When a stressful situation occurs and your heart begins to race, your hands begin to sweat, and you start looking for an escape, you have experienced a textbook case of fight-or-flight response. This response stems from the hormone adrenaline. Also called epinephrine, this hormone is a crucial part of the body’s fight-or-flight response, but over-exposure can be damaging to health. Because of this, adrenaline is a hormone worth understanding.
Adrenaline is produced in the medulla in the adrenal glands as well as some of the central nervous system’s neurons. Within a couple of minutes during a stressful situation, adrenaline is quickly released into the blood, sending impulses to organs to create a specific response.

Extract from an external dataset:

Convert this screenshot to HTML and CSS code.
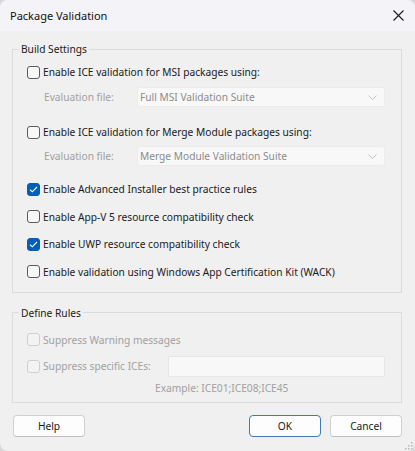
FILE: index.html
```html
<!DOCTYPE html>
<html>
<head>
<meta charset="utf-8">
<link rel="stylesheet" href="styles.css">
</head>
<body>
<div class="window">
  <div class="titlebar">
    <span class="title">Package Validation</span>
    <svg class="close" width="11" height="11" viewBox="0 0 11 11"><path d="M0.5 0.5L10.5 10.5M10.5 0.5L0.5 10.5" stroke="#1b1b1b" stroke-width="1.1" fill="none"/></svg>
  </div>
  <div class="body">
    <fieldset class="group build">
      <legend>Build Settings</legend>
      <div class="inner">
        <label class="check r1"><span class="box"></span><span>Enable ICE validation for MSI packages using:</span></label>
        <div class="evalrow r2"><span class="evallabel">Evaluation file:</span><div class="combo"><span>Full MSI Validation Suite</span><svg class="chev" width="9" height="5" viewBox="0 0 9 5"><path d="M0.5 0.5L4.5 4.5L8.5 0.5" stroke="#c4c4c4" fill="none"/></svg></div></div>
        <label class="check r3"><span class="box"></span><span>Enable ICE validation for Merge Module packages using:</span></label>
        <div class="evalrow r4"><span class="evallabel">Evaluation file:</span><div class="combo"><span>Merge Module Validation Suite</span><svg class="chev" width="9" height="5" viewBox="0 0 9 5"><path d="M0.5 0.5L4.5 4.5L8.5 0.5" stroke="#c4c4c4" fill="none"/></svg></div></div>
        <label class="check r5"><span class="box checked"><svg width="9" height="7" viewBox="0 0 9 7"><path d="M1 3.6L3.3 5.8L8 1" stroke="#fff" stroke-width="1.1" fill="none"/></svg></span><span>Enable Advanced Installer best practice rules</span></label>
        <label class="check r6"><span class="box"></span><span>Enable App-V 5 resource compatibility check</span></label>
        <label class="check r6"><span class="box checked"><svg width="9" height="7" viewBox="0 0 9 7"><path d="M1 3.6L3.3 5.8L8 1" stroke="#fff" stroke-width="1.1" fill="none"/></svg></span><span>Enable UWP resource compatibility check</span></label>
        <label class="check r6"><span class="box"></span><span>Enable validation using Windows App Certification Kit (WACK)</span></label>
      </div>
    </fieldset>
    <fieldset class="group rules">
      <legend>Define Rules</legend>
      <div class="inner">
        <label class="check disabled s1"><span class="box"></span><span>Suppress Warning messages</span></label>
        <div class="supprow">
          <label class="check disabled"><span class="box"></span><span>Suppress specific ICEs:</span></label>
          <div class="textfield"></div>
        </div>
        <div class="example">Example: ICE01;ICE08;ICE45</div>
      </div>
    </fieldset>
    <div class="buttons">
      <button class="btn">Help</button>
      <span class="spacer"></span>
      <button class="btn default">OK</button>
      <button class="btn">Cancel</button>
    </div>
  </div>
  <svg class="grip" width="8" height="8" viewBox="0 0 8 8"><g fill="#b8b8b8"><rect x="6" y="0" width="1.5" height="1.5"/><rect x="3" y="3" width="1.5" height="1.5"/><rect x="6" y="3" width="1.5" height="1.5"/><rect x="0" y="6" width="1.5" height="1.5"/><rect x="3" y="6" width="1.5" height="1.5"/><rect x="6" y="6" width="1.5" height="1.5"/></g></svg>
</div>
</body>
</html>
```
FILE: styles.css
```css
* { box-sizing: border-box; }
html, body { margin: 0; padding: 0; }
body {
  background: #d9d9dc;
  font-family: "Noto Sans", "Open Sans", sans-serif;
  font-size: 10.2px;
  color: #1a1a1a;
}
.window {
  position: relative;
  width: 415px;
  height: 451px;
  background: #f0f0f0;
  border-radius: 8px;
  overflow: hidden;
}
.titlebar {
  height: 31px;
  background: #f3f3f8;
  display: flex;
  align-items: center;
  padding-left: 10px;
  padding-right: 11px;
}
.title { flex: 1; font-size: 11px; line-height: 16px; color: #111; }
.close { display: block; }
.body { padding: 0 13px 0 12px; }
.group {
  margin: 0;
  padding: 0;
  border: 1px solid #dcdcdc;
  min-width: 0;
}
.group legend {
  margin-left: 6px;
  padding: 0 2px;
  line-height: 16px;
  color: #1a1a1a;
}
.build { margin-top: 10px; }
.build .inner { padding: 5px 16px 10px 14px; }
.rules { margin-top: 12px; }
.rules .inner { padding: 9px 16px 7px 14px; }
.check {
  display: flex;
  align-items: center;
  height: 20px;
  line-height: 20px;
  white-space: nowrap;
}
.box {
  width: 13px;
  height: 13px;
  border: 1px solid #5b5b5b;
  border-radius: 3px;
  background: #f7f7f7;
  margin-right: 3px;
  flex: none;
  display: flex;
  align-items: center;
  justify-content: center;
}
.box.checked { background: #005fb8; border-color: #005fb8; }
.box svg { display: block; }
.check.disabled { color: #a0a0a0; }
.check.disabled .box { border-color: #cfcfcf; background: #f3f3f3; }
.evalrow {
  display: flex;
  align-items: center;
  height: 20px;
  padding-left: 17px;
}
.evallabel { width: 93px; color: #a0a0a0; flex: none; }
.combo {
  flex: 1;
  height: 20px;
  background: #f8f8f8;
  border: 1px solid #ececec;
  border-radius: 2px;
  display: flex;
  align-items: center;
  padding: 0 7px 0 2px;
  color: #8c8c8c;
}
.combo span { flex: 1; }
.chev { display: block; }
.r2 { margin-top: 5px; }
.r3 { margin-top: 15px; }
.r4 { margin-top: 4px; }
.r5 { margin-top: 13px; }
.r6 { margin-top: 7.5px; }
.supprow {
  display: flex;
  align-items: center;
  margin-top: 6px;
  height: 21px;
}
.supprow .check { width: 141px; flex: none; }
.textfield {
  flex: 1;
  height: 21px;
  background: #f8f8f8;
  border: 1px solid #e6e6e6;
  border-radius: 2px;
}
.example {
  margin-top: 4px;
  padding-left: 128px;
  line-height: 14px;
  color: #a0a0a0;
}
.buttons {
  display: flex;
  margin-top: 12px;
  padding-left: 1px;
  gap: 9px;
}
.spacer { flex: 1; }
.btn {
  width: 72px;
  height: 22px;
  background: #fdfdfd;
  border: 1px solid #d0d0d0;
  border-bottom-color: #bfbfbf;
  border-radius: 4px;
  font-family: inherit;
  font-size: inherit;
  color: #1a1a1a;
  padding: 0;
  margin: 0;
}
.btn.default { border-color: #3d7ab8; }
.grip { position: absolute; right: 2px; bottom: 1px; }
```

What is the function of adrenaline?
Adrenaline triggers the body’s fight-or-flight response. This reaction causes air passages to dilate to provide the muscles with the oxygen they need to either fight danger or flee. Adrenaline also triggers the blood vessels to contract to re-direct blood toward major muscle groups, including the heart and lungs. The body’s ability to feel pain also decreases as a result of adrenaline, which is why you can continue running from or fighting danger even when injured. Adrenaline causes a noticeable increase in strength and performance, as well as heightened awareness, in stressful times. After the stress has subsided, adrenaline’s effect can last for up to an hour.

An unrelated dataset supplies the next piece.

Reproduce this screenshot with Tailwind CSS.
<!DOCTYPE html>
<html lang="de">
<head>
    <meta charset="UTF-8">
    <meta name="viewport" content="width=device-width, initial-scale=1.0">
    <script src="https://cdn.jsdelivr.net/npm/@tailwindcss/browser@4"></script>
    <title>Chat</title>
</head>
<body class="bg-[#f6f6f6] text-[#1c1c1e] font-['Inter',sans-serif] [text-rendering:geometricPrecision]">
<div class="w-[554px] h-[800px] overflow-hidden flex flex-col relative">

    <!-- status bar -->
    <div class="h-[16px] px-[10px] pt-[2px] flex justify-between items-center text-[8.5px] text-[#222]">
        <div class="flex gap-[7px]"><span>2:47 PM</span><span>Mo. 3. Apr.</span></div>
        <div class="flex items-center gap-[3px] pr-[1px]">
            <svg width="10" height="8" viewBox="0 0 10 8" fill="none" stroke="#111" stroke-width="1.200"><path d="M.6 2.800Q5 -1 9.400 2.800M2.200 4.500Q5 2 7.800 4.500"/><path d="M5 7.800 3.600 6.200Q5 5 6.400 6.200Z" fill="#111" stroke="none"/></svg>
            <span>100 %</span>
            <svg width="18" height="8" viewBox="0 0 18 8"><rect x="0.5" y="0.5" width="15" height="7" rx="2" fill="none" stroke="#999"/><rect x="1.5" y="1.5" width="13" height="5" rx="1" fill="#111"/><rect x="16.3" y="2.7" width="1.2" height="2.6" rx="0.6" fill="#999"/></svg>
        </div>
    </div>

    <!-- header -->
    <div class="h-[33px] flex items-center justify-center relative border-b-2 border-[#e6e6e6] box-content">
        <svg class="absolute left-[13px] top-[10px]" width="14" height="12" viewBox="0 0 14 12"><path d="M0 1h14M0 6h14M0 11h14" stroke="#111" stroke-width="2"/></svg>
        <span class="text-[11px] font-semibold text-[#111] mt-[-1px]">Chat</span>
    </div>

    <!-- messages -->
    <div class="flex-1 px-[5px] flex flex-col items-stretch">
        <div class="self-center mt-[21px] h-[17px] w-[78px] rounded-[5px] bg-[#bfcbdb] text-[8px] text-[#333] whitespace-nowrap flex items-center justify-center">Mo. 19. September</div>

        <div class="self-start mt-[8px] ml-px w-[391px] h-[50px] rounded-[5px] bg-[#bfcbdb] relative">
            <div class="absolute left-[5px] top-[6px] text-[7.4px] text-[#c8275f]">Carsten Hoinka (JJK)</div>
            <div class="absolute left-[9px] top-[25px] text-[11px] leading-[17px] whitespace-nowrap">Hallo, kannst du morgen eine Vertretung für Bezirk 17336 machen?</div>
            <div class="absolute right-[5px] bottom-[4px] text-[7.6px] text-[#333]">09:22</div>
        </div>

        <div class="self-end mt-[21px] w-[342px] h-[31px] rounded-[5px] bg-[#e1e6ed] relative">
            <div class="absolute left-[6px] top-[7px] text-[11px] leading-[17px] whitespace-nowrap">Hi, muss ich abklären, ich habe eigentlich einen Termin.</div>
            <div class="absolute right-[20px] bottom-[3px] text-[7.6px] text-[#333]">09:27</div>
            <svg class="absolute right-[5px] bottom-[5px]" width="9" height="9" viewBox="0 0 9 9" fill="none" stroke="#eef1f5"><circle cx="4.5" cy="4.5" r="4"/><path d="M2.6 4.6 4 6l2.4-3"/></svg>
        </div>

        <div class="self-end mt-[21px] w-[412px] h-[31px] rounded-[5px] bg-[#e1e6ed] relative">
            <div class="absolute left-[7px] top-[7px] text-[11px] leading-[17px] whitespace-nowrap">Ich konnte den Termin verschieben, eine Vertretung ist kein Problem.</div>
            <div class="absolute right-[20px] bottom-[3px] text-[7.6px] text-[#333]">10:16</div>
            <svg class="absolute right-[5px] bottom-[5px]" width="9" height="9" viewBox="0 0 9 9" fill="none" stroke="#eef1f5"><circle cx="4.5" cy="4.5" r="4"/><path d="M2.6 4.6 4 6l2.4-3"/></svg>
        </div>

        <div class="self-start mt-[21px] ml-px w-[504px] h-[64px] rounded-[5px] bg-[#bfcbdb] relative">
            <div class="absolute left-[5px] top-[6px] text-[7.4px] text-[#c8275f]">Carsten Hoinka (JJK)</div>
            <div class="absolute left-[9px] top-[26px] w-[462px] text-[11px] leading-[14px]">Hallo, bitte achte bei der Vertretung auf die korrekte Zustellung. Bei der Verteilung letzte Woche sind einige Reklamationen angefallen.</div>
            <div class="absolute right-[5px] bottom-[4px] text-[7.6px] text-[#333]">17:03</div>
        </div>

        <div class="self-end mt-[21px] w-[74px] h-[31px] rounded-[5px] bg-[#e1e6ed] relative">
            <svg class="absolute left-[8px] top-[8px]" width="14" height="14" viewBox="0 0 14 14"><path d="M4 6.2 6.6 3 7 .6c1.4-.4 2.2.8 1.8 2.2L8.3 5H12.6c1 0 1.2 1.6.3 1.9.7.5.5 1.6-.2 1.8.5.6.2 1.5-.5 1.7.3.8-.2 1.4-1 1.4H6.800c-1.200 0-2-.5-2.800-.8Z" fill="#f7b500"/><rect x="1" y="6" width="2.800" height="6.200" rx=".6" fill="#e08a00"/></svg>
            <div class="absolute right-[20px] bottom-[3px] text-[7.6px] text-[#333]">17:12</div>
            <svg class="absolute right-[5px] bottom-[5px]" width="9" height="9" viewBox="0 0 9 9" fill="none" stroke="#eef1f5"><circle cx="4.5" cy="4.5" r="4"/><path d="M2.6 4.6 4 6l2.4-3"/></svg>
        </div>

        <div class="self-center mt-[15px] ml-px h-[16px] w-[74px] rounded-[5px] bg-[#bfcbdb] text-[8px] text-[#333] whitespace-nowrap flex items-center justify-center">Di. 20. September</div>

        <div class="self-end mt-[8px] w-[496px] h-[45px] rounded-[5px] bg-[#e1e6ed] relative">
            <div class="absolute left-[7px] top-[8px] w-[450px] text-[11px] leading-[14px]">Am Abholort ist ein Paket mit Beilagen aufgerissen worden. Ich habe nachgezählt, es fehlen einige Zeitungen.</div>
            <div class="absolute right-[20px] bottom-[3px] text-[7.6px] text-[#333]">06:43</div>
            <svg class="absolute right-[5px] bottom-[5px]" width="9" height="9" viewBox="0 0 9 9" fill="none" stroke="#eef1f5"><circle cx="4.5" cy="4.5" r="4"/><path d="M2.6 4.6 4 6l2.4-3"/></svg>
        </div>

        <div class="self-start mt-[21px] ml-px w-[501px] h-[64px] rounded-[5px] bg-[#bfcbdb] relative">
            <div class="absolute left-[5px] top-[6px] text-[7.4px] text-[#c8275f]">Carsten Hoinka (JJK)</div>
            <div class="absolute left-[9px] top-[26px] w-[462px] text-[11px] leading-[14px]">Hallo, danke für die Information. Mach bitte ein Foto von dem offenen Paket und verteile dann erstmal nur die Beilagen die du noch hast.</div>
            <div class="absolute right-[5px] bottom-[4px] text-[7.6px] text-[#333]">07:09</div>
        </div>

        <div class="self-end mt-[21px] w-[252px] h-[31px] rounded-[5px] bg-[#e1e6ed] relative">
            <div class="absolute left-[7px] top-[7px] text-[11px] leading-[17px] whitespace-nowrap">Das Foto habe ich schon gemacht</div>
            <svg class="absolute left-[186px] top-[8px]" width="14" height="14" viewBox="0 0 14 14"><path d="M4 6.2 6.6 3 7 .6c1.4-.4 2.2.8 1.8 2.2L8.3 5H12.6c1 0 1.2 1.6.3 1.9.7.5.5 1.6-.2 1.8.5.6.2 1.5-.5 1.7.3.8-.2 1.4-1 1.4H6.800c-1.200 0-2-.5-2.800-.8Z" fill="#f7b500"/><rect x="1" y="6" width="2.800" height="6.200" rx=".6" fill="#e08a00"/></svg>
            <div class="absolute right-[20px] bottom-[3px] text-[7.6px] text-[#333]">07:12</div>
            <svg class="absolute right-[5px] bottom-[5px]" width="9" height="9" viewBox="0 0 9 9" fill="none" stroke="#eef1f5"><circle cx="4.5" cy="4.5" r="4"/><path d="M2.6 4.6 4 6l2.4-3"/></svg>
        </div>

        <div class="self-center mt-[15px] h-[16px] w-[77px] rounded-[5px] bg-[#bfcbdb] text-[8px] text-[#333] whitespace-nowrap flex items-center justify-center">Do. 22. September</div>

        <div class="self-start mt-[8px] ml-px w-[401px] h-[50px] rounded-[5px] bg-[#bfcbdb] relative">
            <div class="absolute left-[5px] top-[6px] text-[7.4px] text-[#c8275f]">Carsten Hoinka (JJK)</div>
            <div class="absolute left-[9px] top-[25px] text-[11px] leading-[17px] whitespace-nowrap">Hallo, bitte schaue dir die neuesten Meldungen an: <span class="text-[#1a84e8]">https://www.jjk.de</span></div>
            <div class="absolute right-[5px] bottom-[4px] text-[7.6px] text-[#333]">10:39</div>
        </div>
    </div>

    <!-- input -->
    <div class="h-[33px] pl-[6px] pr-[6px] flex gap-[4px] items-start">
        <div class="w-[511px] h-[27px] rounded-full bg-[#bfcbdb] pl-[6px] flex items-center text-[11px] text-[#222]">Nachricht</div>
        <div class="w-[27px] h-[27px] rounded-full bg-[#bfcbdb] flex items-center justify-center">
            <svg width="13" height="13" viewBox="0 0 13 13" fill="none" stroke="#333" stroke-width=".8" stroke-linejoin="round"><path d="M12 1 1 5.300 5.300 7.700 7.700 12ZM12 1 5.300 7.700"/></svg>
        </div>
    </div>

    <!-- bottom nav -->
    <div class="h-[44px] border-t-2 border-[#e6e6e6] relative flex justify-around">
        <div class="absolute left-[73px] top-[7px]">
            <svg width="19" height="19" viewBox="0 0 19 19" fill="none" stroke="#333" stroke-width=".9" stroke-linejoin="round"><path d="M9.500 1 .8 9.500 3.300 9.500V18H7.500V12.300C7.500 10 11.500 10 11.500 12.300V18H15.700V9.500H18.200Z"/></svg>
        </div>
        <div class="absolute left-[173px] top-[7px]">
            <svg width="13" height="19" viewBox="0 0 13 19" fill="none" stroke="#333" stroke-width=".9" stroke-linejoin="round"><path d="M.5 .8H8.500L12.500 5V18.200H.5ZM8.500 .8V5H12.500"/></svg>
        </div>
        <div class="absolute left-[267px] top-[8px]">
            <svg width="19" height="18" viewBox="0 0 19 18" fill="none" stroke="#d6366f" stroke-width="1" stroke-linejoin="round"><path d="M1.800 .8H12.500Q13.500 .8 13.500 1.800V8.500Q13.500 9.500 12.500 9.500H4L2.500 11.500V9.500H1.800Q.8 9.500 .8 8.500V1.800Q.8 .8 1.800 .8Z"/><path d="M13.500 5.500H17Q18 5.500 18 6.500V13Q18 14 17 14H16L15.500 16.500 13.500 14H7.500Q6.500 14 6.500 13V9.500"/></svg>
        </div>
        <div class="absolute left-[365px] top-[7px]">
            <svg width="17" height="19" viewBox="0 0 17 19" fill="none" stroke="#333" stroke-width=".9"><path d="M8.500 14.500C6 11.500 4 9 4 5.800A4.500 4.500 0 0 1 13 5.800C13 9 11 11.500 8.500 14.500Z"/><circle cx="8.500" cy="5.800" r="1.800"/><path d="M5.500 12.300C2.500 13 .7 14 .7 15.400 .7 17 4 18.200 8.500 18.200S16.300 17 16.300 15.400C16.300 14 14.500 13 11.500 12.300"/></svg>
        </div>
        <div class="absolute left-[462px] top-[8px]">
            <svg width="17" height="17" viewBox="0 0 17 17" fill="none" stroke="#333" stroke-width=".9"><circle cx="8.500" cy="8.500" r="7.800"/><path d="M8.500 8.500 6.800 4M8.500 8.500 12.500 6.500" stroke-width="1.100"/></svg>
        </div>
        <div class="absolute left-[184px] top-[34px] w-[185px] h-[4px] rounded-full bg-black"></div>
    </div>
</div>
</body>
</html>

Problems associated with adrenaline
Adrenaline is an important part of your body’s ability to survive, but sometimes the body will release the hormone when it is under stress but not facing real danger. This can create feelings of dizziness, light-headedness, and vision changes. Also, adrenaline causes a release of glucose, which a fight-or-flight response would use. When no danger is present, that extra energy has no use, and this can leave the person feeling restless and irritable. Excessively high levels of the hormone due to stress without real danger can cause heart damage, insomnia, and a jittery, nervous feeling.
Medical conditions that cause an overproduction of adrenaline are rare, but can happen. If an individual has tumors on the adrenal glands, for example, he/she may produce too much adrenaline; leading to anxiety, weight loss, palpitations, rapid heartbeat, and high blood pressure. Too little adrenaline rarely occurs, but if it did it would limit the body’s ability to respond properly in stressful situations.
Questions for your doctor
Adrenaline rarely causes problems, but ongoing stress can cause complications associated with adrenaline. Addressing these problems starts with finding healthy ways to deal with stress. Consider asking your doctor:
- How can I tell if I am dealing with excessive adrenaline?
- How can I reduce stress in my life?
- Could adrenaline be causing my symptoms?
- What affect is adrenaline function and stress having on my overall health?
What happens if I have too much adrenaline?
Overproduction of adrenaline is very common. Most people are exposed to stressful situations on occasion and so most of us are familiar with the typical symptoms of adrenaline release, such as: rapid heartbeat, high blood pressure, anxiety, weight loss, excessive sweating and palpitations. However, this is a normal response of the body which is intended to help us respond to a stressful situation; once the acute stress is over, the symptoms quickly disappear as adrenaline hyper-secretion stops. Some people with obesity and untreated obstructive sleep apnea may be exposed to high levels of noradrenaline/adrenaline each night as they struggle to breathe; this might play a role in the development of high blood pressure in such people.
Very rarely, overproduction of adrenaline/noradrenaline may be caused by an adrenal tumour called pheochromocytoma or a paraganglioma (if it is located outside the adrenal but along the nerves of sympathetic nervous system that run through the chest and abdomen). Such tumours may run in families as well. The symptoms can include the typical symptoms of adrenaline excess on an intermittent basis but, in some cases, the symptoms can be quite mild so as to be barely noticeable.
What happens if I have too little adrenaline?
Suffering from too little adrenaline is very unusual, even if you have lost both adrenal glands through disease or surgery. Since 90% of the body’s noradrenaline comes from the nervous system, the loss of 10% via the adrenal glands is not really significant. ‘Adrenaline deficiency’ therefore does not really show up as a medical disorder except perhaps in exceedingly rare and unusual genetic catecholamine enzyme deficiencies.